BEGIN DATA TO USE
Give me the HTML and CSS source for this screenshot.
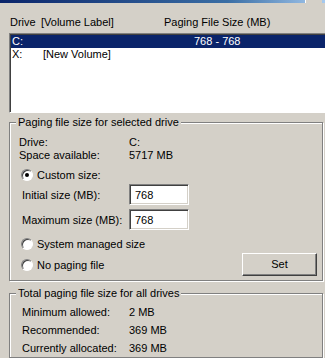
FILE: index.html
```html
<!DOCTYPE html>
<html lang="en">
<head>
  <meta charset="UTF-8" />
  <title>Virtual Memory</title>
  <link rel="stylesheet" href="styles.css">
</head>
<body>
  <div class="titlebar"><span class="tb-btn"></span></div>

  <div class="dialog">
    <div class="list-head">
      <span>Drive</span><span>[Volume Label]</span><span>Paging File Size (MB)</span>
    </div>
    <div class="listbox">
      <div class="row selected"><span>C:</span><span></span><span>768 - 768</span></div>
      <div class="row"><span>X:</span><span>[New Volume]</span><span></span></div>
    </div>

    <fieldset class="group group-drive">
      <legend>Paging file size for selected drive</legend>
      <div class="info"><span>Drive:</span><span>C:</span></div>
      <div class="info"><span>Space available:</span><span>5717 MB</span></div>

      <div class="radio custom"><span class="dot checked"></span>Custom size:</div>
      <div class="field first"><span>Initial size (MB):</span><span class="edit">768</span></div>
      <div class="field"><span>Maximum size (MB):</span><span class="edit">768</span></div>

      <div class="radio system"><span class="dot"></span>System managed size</div>
      <div class="last-row">
        <div class="radio"><span class="dot"></span>No paging file</div>
        <span class="button">Set</span>
      </div>
    </fieldset>

    <fieldset class="group group-total">
      <legend>Total paging file size for all drives</legend>
      <div class="total"><span>Minimum allowed:</span><span>2 MB</span></div>
      <div class="total"><span>Recommended:</span><span>369 MB</span></div>
      <div class="total"><span>Currently allocated:</span><span>369 MB</span></div>
    </fieldset>
  </div>

  <div class="bottom-strip"></div>
</body>
</html>
```

FILE: styles.css
```css
body {
  margin: 0;
  height: 361px;
  overflow: hidden;
  background: #d4d0c8;
  color: #000;
  font-family: "Liberation Sans", Arial, sans-serif;
  font-size: 11px;
}

/* bit of the window caption left at the top */
.titlebar {
  display: flex;
  justify-content: flex-end;
  height: 3px;
  background: linear-gradient(to right, #0a246a, #3a6ea5 70%, #a6caf0);
}
.tb-btn {
  width: 16px;
  margin-right: 3px;
  background: #d4d0c8;
  border-left: 1px solid #fff;
}

.dialog {
  padding-left: 9px;
}

.list-head {
  display: grid;
  grid-template-columns: 31px 123px 1fr;
  padding: 12px 0 4px 1px;
  line-height: 14px;
  white-space: nowrap;
}

.listbox {
  height: 80px;
  margin-right: -4px;
  box-sizing: border-box;
  background: #fff;
  border: 1px solid;
  border-color: #808080 #fff #fff #808080;
  box-shadow: inset 1px 1px #404040;
  padding: 1px 0 0 1px;
}
.row {
  display: grid;
  grid-template-columns: 31px 151px 1fr;
  padding-left: 1px;
  line-height: 13px;
  white-space: nowrap;
}
.row.selected {
  background: #0a246a;
  color: #fff;
}

/* etched group boxes */
.group {
  margin: 0 2px 0 0;
  min-width: 0;
  border: 1px solid #808080;
  box-shadow: inset 1px 1px #fff, 1px 1px #fff;
}
.group legend {
  padding: 0 2px;
  line-height: 13px;
  background: #d4d0c8;
}
.group-drive {
  margin-top: 3px;
  padding: 7px 5px 4px 9px;
}
.group-drive legend {
  margin-left: -3px;
}
.group-total {
  margin-top: 6px;
  padding: 3px 5px 0 12px;
}
.group-total legend {
  margin-left: -6px;
}

.info {
  display: grid;
  grid-template-columns: 110px 1fr;
  line-height: 13px;
}
.total {
  display: grid;
  grid-template-columns: 107px 1fr;
  line-height: 18px;
}

.radio {
  display: flex;
  align-items: center;
  gap: 4px;
  height: 14px;
  padding-left: 2px;
}
.radio.custom { margin-top: 6px; }
.radio.system { margin-top: 7px; }

.dot {
  position: relative;
  width: 12px;
  height: 12px;
  box-sizing: border-box;
  border-radius: 50%;
  background: #fff;
  border: 1px solid;
  border-color: #808080 #fff #fff #808080;
  box-shadow: inset 1px 1px #404040;
}
.dot.checked::after {
  content: "";
  position: absolute;
  left: 3px;
  top: 3px;
  width: 4px;
  height: 4px;
  border-radius: 50%;
  background: #000;
}

.field {
  display: grid;
  grid-template-columns: 107px 60px;
  align-items: center;
  margin-top: 4px;
  padding-left: 3px;
}
.field.first { margin-top: 2px; }

.edit {
  height: 21px;
  box-sizing: border-box;
  padding: 3px 0 0 5px;
  line-height: 14px;
  background: #fff;
  border: 1px solid;
  border-color: #808080 #fff #fff #808080;
  box-shadow: inset 1px 1px #404040, inset -1px -1px #d4d0c8;
}

.last-row {
  display: flex;
  align-items: center;
  justify-content: space-between;
  margin-top: 2px;
}
.button {
  width: 75px;
  height: 23px;
  box-sizing: border-box;
  line-height: 21px;
  text-align: center;
  border: 1px solid;
  border-color: #fff #404040 #404040 #fff;
  box-shadow: inset -1px -1px #808080;
}

.bottom-strip {
  height: 3px;
  background: #fff;
}
```
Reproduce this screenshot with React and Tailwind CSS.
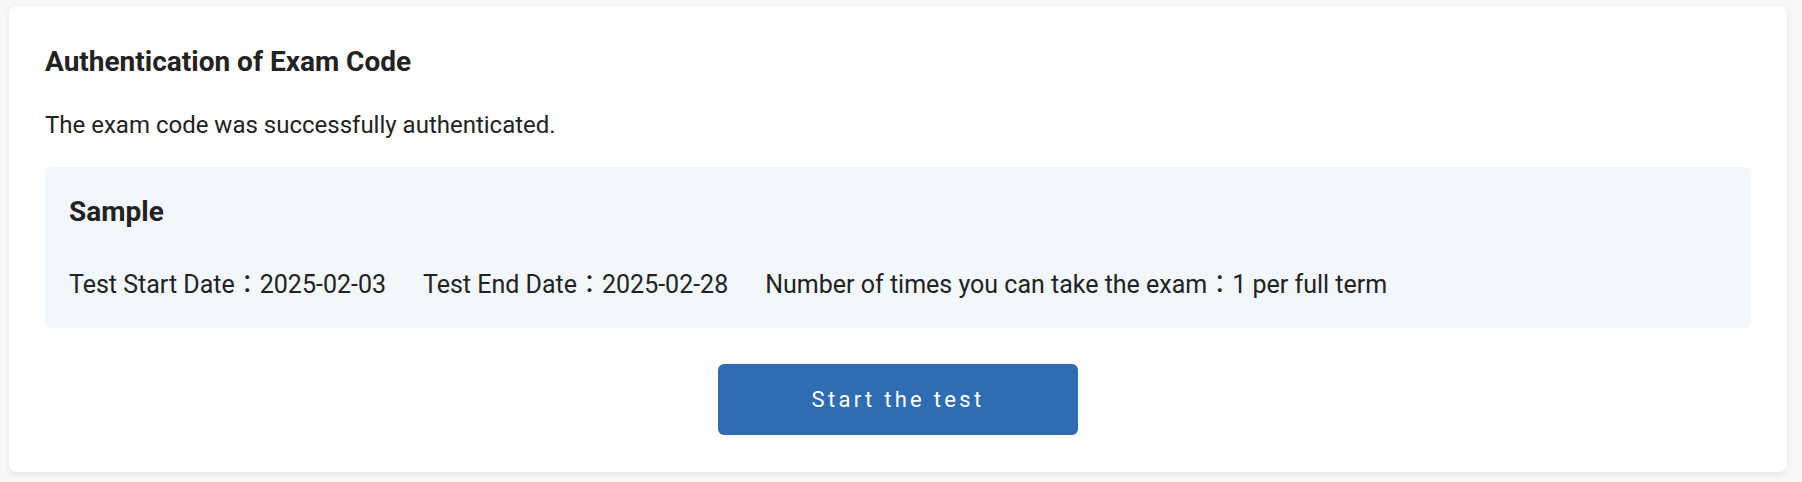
export default function App() {
  return (
    <div className="min-h-[482px] w-full bg-[#f7f7f7] pt-[6px] pb-[11px] pl-[9px] pr-[15px]" style={{ fontFamily: 'Roboto, "Noto Sans CJK JP", sans-serif' }}>
      <div className="rounded-[8px] bg-white px-[36px] pt-[39px] pb-[37px] shadow-[0_2px_6px_rgba(0,0,0,0.08)] text-[#222]">
        <h1 className="text-[28px] leading-[34px] font-bold">Authentication of Exam Code</h1>
        <p className="mt-[30px] text-[24px] leading-[32px]">The exam code was successfully authenticated.</p>
        <div className="mt-[26px] rounded-[6px] bg-[#f2f7fb] px-[24px] pt-[28px] pb-[27px]">
          <h2 className="text-[28px] leading-[34px] font-bold">Sample</h2>
          <div className="mt-[40px] flex gap-[37px] text-[25px] leading-[32px]">
            <span>Test Start Date：2025-02-03</span>
            <span>Test End Date：2025-02-28</span>
            <span>Number of times you can take the exam：1 per full term</span>
          </div>
        </div>
        <div className="mt-[36px] flex justify-center">
          <button className="h-[71px] w-[360px] rounded-[6px] bg-[#2f6cb1] text-[22px] tracking-[0.15em] text-white">
            Start the test
          </button>
        </div>
      </div>
    </div>
  );
}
END DATA TO USE
BRIEF
All of the entries above should be duplicated exactly, except for the pictures.

FULL ANSWER
Give me the HTML and CSS source for this screenshot.
FILE: index.html
```html
<!DOCTYPE html>
<html lang="en">
<head>
  <meta charset="UTF-8" />
  <title>Virtual Memory</title>
  <link rel="stylesheet" href="styles.css">
</head>
<body>
  <div class="titlebar"><span class="tb-btn"></span></div>

  <div class="dialog">
    <div class="list-head">
      <span>Drive</span><span>[Volume Label]</span><span>Paging File Size (MB)</span>
    </div>
    <div class="listbox">
      <div class="row selected"><span>C:</span><span></span><span>768 - 768</span></div>
      <div class="row"><span>X:</span><span>[New Volume]</span><span></span></div>
    </div>

    <fieldset class="group group-drive">
      <legend>Paging file size for selected drive</legend>
      <div class="info"><span>Drive:</span><span>C:</span></div>
      <div class="info"><span>Space available:</span><span>5717 MB</span></div>

      <div class="radio custom"><span class="dot checked"></span>Custom size:</div>
      <div class="field first"><span>Initial size (MB):</span><span class="edit">768</span></div>
      <div class="field"><span>Maximum size (MB):</span><span class="edit">768</span></div>

      <div class="radio system"><span class="dot"></span>System managed size</div>
      <div class="last-row">
        <div class="radio"><span class="dot"></span>No paging file</div>
        <span class="button">Set</span>
      </div>
    </fieldset>

    <fieldset class="group group-total">
      <legend>Total paging file size for all drives</legend>
      <div class="total"><span>Minimum allowed:</span><span>2 MB</span></div>
      <div class="total"><span>Recommended:</span><span>369 MB</span></div>
      <div class="total"><span>Currently allocated:</span><span>369 MB</span></div>
    </fieldset>
  </div>

  <div class="bottom-strip"></div>
</body>
</html>
```

FILE: styles.css
```css
body {
  margin: 0;
  height: 361px;
  overflow: hidden;
  background: #d4d0c8;
  color: #000;
  font-family: "Liberation Sans", Arial, sans-serif;
  font-size: 11px;
}

/* bit of the window caption left at the top */
.titlebar {
  display: flex;
  justify-content: flex-end;
  height: 3px;
  background: linear-gradient(to right, #0a246a, #3a6ea5 70%, #a6caf0);
}
.tb-btn {
  width: 16px;
  margin-right: 3px;
  background: #d4d0c8;
  border-left: 1px solid #fff;
}

.dialog {
  padding-left: 9px;
}

.list-head {
  display: grid;
  grid-template-columns: 31px 123px 1fr;
  padding: 12px 0 4px 1px;
  line-height: 14px;
  white-space: nowrap;
}

.listbox {
  height: 80px;
  margin-right: -4px;
  box-sizing: border-box;
  background: #fff;
  border: 1px solid;
  border-color: #808080 #fff #fff #808080;
  box-shadow: inset 1px 1px #404040;
  padding: 1px 0 0 1px;
}
.row {
  display: grid;
  grid-template-columns: 31px 151px 1fr;
  padding-left: 1px;
  line-height: 13px;
  white-space: nowrap;
}
.row.selected {
  background: #0a246a;
  color: #fff;
}

/* etched group boxes */
.group {
  margin: 0 2px 0 0;
  min-width: 0;
  border: 1px solid #808080;
  box-shadow: inset 1px 1px #fff, 1px 1px #fff;
}
.group legend {
  padding: 0 2px;
  line-height: 13px;
  background: #d4d0c8;
}
.group-drive {
  margin-top: 3px;
  padding: 7px 5px 4px 9px;
}
.group-drive legend {
  margin-left: -3px;
}
.group-total {
  margin-top: 6px;
  padding: 3px 5px 0 12px;
}
.group-total legend {
  margin-left: -6px;
}

.info {
  display: grid;
  grid-template-columns: 110px 1fr;
  line-height: 13px;
}
.total {
  display: grid;
  grid-template-columns: 107px 1fr;
  line-height: 18px;
}

.radio {
  display: flex;
  align-items: center;
  gap: 4px;
  height: 14px;
  padding-left: 2px;
}
.radio.custom { margin-top: 6px; }
.radio.system { margin-top: 7px; }

.dot {
  position: relative;
  width: 12px;
  height: 12px;
  box-sizing: border-box;
  border-radius: 50%;
  background: #fff;
  border: 1px solid;
  border-color: #808080 #fff #fff #808080;
  box-shadow: inset 1px 1px #404040;
}
.dot.checked::after {
  content: "";
  position: absolute;
  left: 3px;
  top: 3px;
  width: 4px;
  height: 4px;
  border-radius: 50%;
  background: #000;
}

.field {
  display: grid;
  grid-template-columns: 107px 60px;
  align-items: center;
  margin-top: 4px;
  padding-left: 3px;
}
.field.first { margin-top: 2px; }

.edit {
  height: 21px;
  box-sizing: border-box;
  padding: 3px 0 0 5px;
  line-height: 14px;
  background: #fff;
  border: 1px solid;
  border-color: #808080 #fff #fff #808080;
  box-shadow: inset 1px 1px #404040, inset -1px -1px #d4d0c8;
}

.last-row {
  display: flex;
  align-items: center;
  justify-content: space-between;
  margin-top: 2px;
}
.button {
  width: 75px;
  height: 23px;
  box-sizing: border-box;
  line-height: 21px;
  text-align: center;
  border: 1px solid;
  border-color: #fff #404040 #404040 #fff;
  box-shadow: inset -1px -1px #808080;
}

.bottom-strip {
  height: 3px;
  background: #fff;
}
```
Reproduce this screenshot with React and Tailwind CSS.
export default function App() {
  return (
    <div className="min-h-[482px] w-full bg-[#f7f7f7] pt-[6px] pb-[11px] pl-[9px] pr-[15px]" style={{ fontFamily: 'Roboto, "Noto Sans CJK JP", sans-serif' }}>
      <div className="rounded-[8px] bg-white px-[36px] pt-[39px] pb-[37px] shadow-[0_2px_6px_rgba(0,0,0,0.08)] text-[#222]">
        <h1 className="text-[28px] leading-[34px] font-bold">Authentication of Exam Code</h1>
        <p className="mt-[30px] text-[24px] leading-[32px]">The exam code was successfully authenticated.</p>
        <div className="mt-[26px] rounded-[6px] bg-[#f2f7fb] px-[24px] pt-[28px] pb-[27px]">
          <h2 className="text-[28px] leading-[34px] font-bold">Sample</h2>
          <div className="mt-[40px] flex gap-[37px] text-[25px] leading-[32px]">
            <span>Test Start Date：2025-02-03</span>
            <span>Test End Date：2025-02-28</span>
            <span>Number of times you can take the exam：1 per full term</span>
          </div>
        </div>
        <div className="mt-[36px] flex justify-center">
          <button className="h-[71px] w-[360px] rounded-[6px] bg-[#2f6cb1] text-[22px] tracking-[0.15em] text-white">
            Start the test
          </button>
        </div>
      </div>
    </div>
  );
}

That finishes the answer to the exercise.